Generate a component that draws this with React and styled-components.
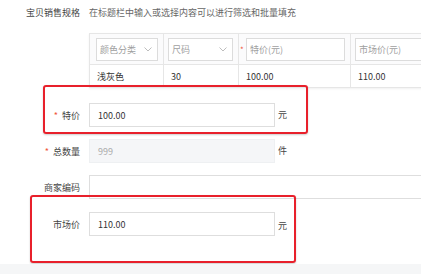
import styled, { createGlobalStyle } from "styled-components"

const GlobalStyle = createGlobalStyle`
    html, body {
        margin: 0;
        padding: 0;
        background: #fff;
    }
    body {
        font-family: "Noto Sans CJK SC", "Noto Sans", sans-serif;
        font-size: 9px;
        line-height: 13px;
        color: #333;
    }
`

const Page = styled.div`
    position: relative;
    width: 421px;
    height: 274px;
    overflow: hidden;
    background: #fff;
`

const Row = styled.div`
    display: grid;
    grid-template-columns: 80px 1fr;
    column-gap: 9px;
    align-items: center;
    margin-top: ${p => p.$top || 0}px;
`

const Label = styled.div`
    text-align: right;
    color: #444;
    font-size: 9px;
    white-space: nowrap;
`

const Star = styled.span`
    color: #f0563c;
    margin-right: 4px;
`

const Hint = styled.div`
    color: #666;
    font-size: 9px;
`

const Table = styled.div`
    display: grid;
    grid-template-columns: 74px 75px 112px 130px;
    border: 1px solid #e6e6e6;
    border-right: none;
    box-shadow: 0 1px 2px rgba(0, 0, 0, 0.06);
    width: max-content;
`

const HeadCell = styled.div`
    display: flex;
    align-items: center;
    height: 31px;
    padding: 0 ${p => p.$right || 5}px 0 ${p => p.$left || 6}px;
    border-right: 1px solid #e6e6e6;
    border-bottom: 1px solid #e6e6e6;
    background: #fbfbfc;
    box-sizing: border-box;
`

const HeadBox = styled.div`
    flex: 1;
    height: 23px;
    display: flex;
    align-items: center;
    justify-content: space-between;
    padding: 0 5px 0 3px;
    border: 1px solid #dcdcdc;
    background: #fff;
    color: #a0a0a0;
    box-sizing: border-box;
`

const HeadStar = styled.span`
    color: #f0563c;
    width: 6px;
    font-size: 8px;
`

const Cell = styled.div`
    height: 22px;
    display: flex;
    align-items: center;
    padding-left: 7px;
    border-right: 1px solid #e6e6e6;
    color: #333;
`

const Field = styled.div`
    display: flex;
    align-items: center;
    gap: 3px;
`

const Input = styled.div`
    width: ${p => p.$wide ? "360px" : "186px"};
    height: 24px;
    box-sizing: border-box;
    display: flex;
    align-items: center;
    padding-left: 8px;
    border: 1px solid ${p => p.$disabled ? "#eef0f2" : "#dedede"};
    background: ${p => p.$disabled ? "#f5f6f8" : "#fff"};
    color: ${p => p.$disabled ? "#aaa" : "#333"};
    flex-shrink: 0;
`

const Unit = styled.span`
    color: #444;
    margin-top: ${p => p.$low ? 2 : -2}px;
`

const Footer = styled.div`
    position: absolute;
    left: 0;
    right: 0;
    bottom: 0;
    height: 10px;
    background: #f5f6f7;
`

const Mark = styled.div`
    position: absolute;
    left: ${p => p.$x}px;
    top: ${p => p.$y}px;
    width: ${p => p.$w}px;
    height: ${p => p.$h}px;
    border: 2px solid #e8202b;
    border-radius: 3px;
    box-sizing: border-box;
    box-shadow: 0 1px 2px rgba(0, 0, 0, 0.2);
    pointer-events: none;
`

function Chevron() {
    return (
        <svg width="8" height="5" viewBox="0 0 8 5">
            <path d="M0.5 0.5 L4 4 L7.5 0.5" fill="none" stroke="#b5b5b5" strokeWidth="0.9" />
        </svg>
    )
}

export default function App() {
    return (
        <Page>
            <GlobalStyle />
            <Row $top={6}>
                <Label>宝贝销售规格</Label>
                <Hint>在标题栏中输入或选择内容可以进行筛选和批量填充</Hint>
            </Row>
            <Row $top={14}>
                <div />
                <Table>
                    <HeadCell>
                        <HeadBox>颜色分类<Chevron /></HeadBox>
                    </HeadCell>
                    <HeadCell $left={4}>
                        <HeadBox>尺码<Chevron /></HeadBox>
                    </HeadCell>
                    <HeadCell $left={1}>
                        <HeadStar>*</HeadStar>
                        <HeadBox>特价(元)</HeadBox>
                    </HeadCell>
                    <HeadCell $left={4}>
                        <HeadBox>市场价(元)</HeadBox>
                    </HeadCell>
                    <Cell>浅灰色</Cell>
                    <Cell>30</Cell>
                    <Cell>100.00</Cell>
                    <Cell>110.00</Cell>
                </Table>
            </Row>
            <Row $top={15}>
                <Label><Star>*</Star>特价</Label>
                <Field>
                    <Input>100.00</Input>
                    <Unit>元</Unit>
                </Field>
            </Row>
            <Row $top={12}>
                <Label><Star>*</Star>总数量</Label>
                <Field>
                    <Input $disabled>999</Input>
                    <Unit>件</Unit>
                </Field>
            </Row>
            <Row $top={12}>
                <Label>商家编码</Label>
                <Field>
                    <Input $wide />
                </Field>
            </Row>
            <Row $top={13}>
                <Label>市场价</Label>
                <Field>
                    <Input>110.00</Input>
                    <Unit $low>元</Unit>
                </Field>
            </Row>
            <Mark $x={43} $y={85} $w={265} $h={49} />
            <Mark $x={30} $y={195} $w={266} $h={68} />
            <Footer />
        </Page>
    )
}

--- WHAT NEEDS TO BE DONE ---
Return the material word for word. Pictures are not part of the copy.

--- CORRECT RESULT ---
Generate a component that draws this with React and styled-components.
import styled, { createGlobalStyle } from "styled-components"

const GlobalStyle = createGlobalStyle`
    html, body {
        margin: 0;
        padding: 0;
        background: #fff;
    }
    body {
        font-family: "Noto Sans CJK SC", "Noto Sans", sans-serif;
        font-size: 9px;
        line-height: 13px;
        color: #333;
    }
`

const Page = styled.div`
    position: relative;
    width: 421px;
    height: 274px;
    overflow: hidden;
    background: #fff;
`

const Row = styled.div`
    display: grid;
    grid-template-columns: 80px 1fr;
    column-gap: 9px;
    align-items: center;
    margin-top: ${p => p.$top || 0}px;
`

const Label = styled.div`
    text-align: right;
    color: #444;
    font-size: 9px;
    white-space: nowrap;
`

const Star = styled.span`
    color: #f0563c;
    margin-right: 4px;
`

const Hint = styled.div`
    color: #666;
    font-size: 9px;
`

const Table = styled.div`
    display: grid;
    grid-template-columns: 74px 75px 112px 130px;
    border: 1px solid #e6e6e6;
    border-right: none;
    box-shadow: 0 1px 2px rgba(0, 0, 0, 0.06);
    width: max-content;
`

const HeadCell = styled.div`
    display: flex;
    align-items: center;
    height: 31px;
    padding: 0 ${p => p.$right || 5}px 0 ${p => p.$left || 6}px;
    border-right: 1px solid #e6e6e6;
    border-bottom: 1px solid #e6e6e6;
    background: #fbfbfc;
    box-sizing: border-box;
`

const HeadBox = styled.div`
    flex: 1;
    height: 23px;
    display: flex;
    align-items: center;
    justify-content: space-between;
    padding: 0 5px 0 3px;
    border: 1px solid #dcdcdc;
    background: #fff;
    color: #a0a0a0;
    box-sizing: border-box;
`

const HeadStar = styled.span`
    color: #f0563c;
    width: 6px;
    font-size: 8px;
`

const Cell = styled.div`
    height: 22px;
    display: flex;
    align-items: center;
    padding-left: 7px;
    border-right: 1px solid #e6e6e6;
    color: #333;
`

const Field = styled.div`
    display: flex;
    align-items: center;
    gap: 3px;
`

const Input = styled.div`
    width: ${p => p.$wide ? "360px" : "186px"};
    height: 24px;
    box-sizing: border-box;
    display: flex;
    align-items: center;
    padding-left: 8px;
    border: 1px solid ${p => p.$disabled ? "#eef0f2" : "#dedede"};
    background: ${p => p.$disabled ? "#f5f6f8" : "#fff"};
    color: ${p => p.$disabled ? "#aaa" : "#333"};
    flex-shrink: 0;
`

const Unit = styled.span`
    color: #444;
    margin-top: ${p => p.$low ? 2 : -2}px;
`

const Footer = styled.div`
    position: absolute;
    left: 0;
    right: 0;
    bottom: 0;
    height: 10px;
    background: #f5f6f7;
`

const Mark = styled.div`
    position: absolute;
    left: ${p => p.$x}px;
    top: ${p => p.$y}px;
    width: ${p => p.$w}px;
    height: ${p => p.$h}px;
    border: 2px solid #e8202b;
    border-radius: 3px;
    box-sizing: border-box;
    box-shadow: 0 1px 2px rgba(0, 0, 0, 0.2);
    pointer-events: none;
`

function Chevron() {
    return (
        <svg width="8" height="5" viewBox="0 0 8 5">
            <path d="M0.5 0.5 L4 4 L7.5 0.5" fill="none" stroke="#b5b5b5" strokeWidth="0.9" />
        </svg>
    )
}

export default function App() {
    return (
        <Page>
            <GlobalStyle />
            <Row $top={6}>
                <Label>宝贝销售规格</Label>
                <Hint>在标题栏中输入或选择内容可以进行筛选和批量填充</Hint>
            </Row>
            <Row $top={14}>
                <div />
                <Table>
                    <HeadCell>
                        <HeadBox>颜色分类<Chevron /></HeadBox>
                    </HeadCell>
                    <HeadCell $left={4}>
                        <HeadBox>尺码<Chevron /></HeadBox>
                    </HeadCell>
                    <HeadCell $left={1}>
                        <HeadStar>*</HeadStar>
                        <HeadBox>特价(元)</HeadBox>
                    </HeadCell>
                    <HeadCell $left={4}>
                        <HeadBox>市场价(元)</HeadBox>
                    </HeadCell>
                    <Cell>浅灰色</Cell>
                    <Cell>30</Cell>
                    <Cell>100.00</Cell>
                    <Cell>110.00</Cell>
                </Table>
            </Row>
            <Row $top={15}>
                <Label><Star>*</Star>特价</Label>
                <Field>
                    <Input>100.00</Input>
                    <Unit>元</Unit>
                </Field>
            </Row>
            <Row $top={12}>
                <Label><Star>*</Star>总数量</Label>
                <Field>
                    <Input $disabled>999</Input>
                    <Unit>件</Unit>
                </Field>
            </Row>
            <Row $top={12}>
                <Label>商家编码</Label>
                <Field>
                    <Input $wide />
                </Field>
            </Row>
            <Row $top={13}>
                <Label>市场价</Label>
                <Field>
                    <Input>110.00</Input>
                    <Unit $low>元</Unit>
                </Field>
            </Row>
            <Mark $x={43} $y={85} $w={265} $h={49} />
            <Mark $x={30} $y={195} $w={266} $h={68} />
            <Footer />
        </Page>
    )
}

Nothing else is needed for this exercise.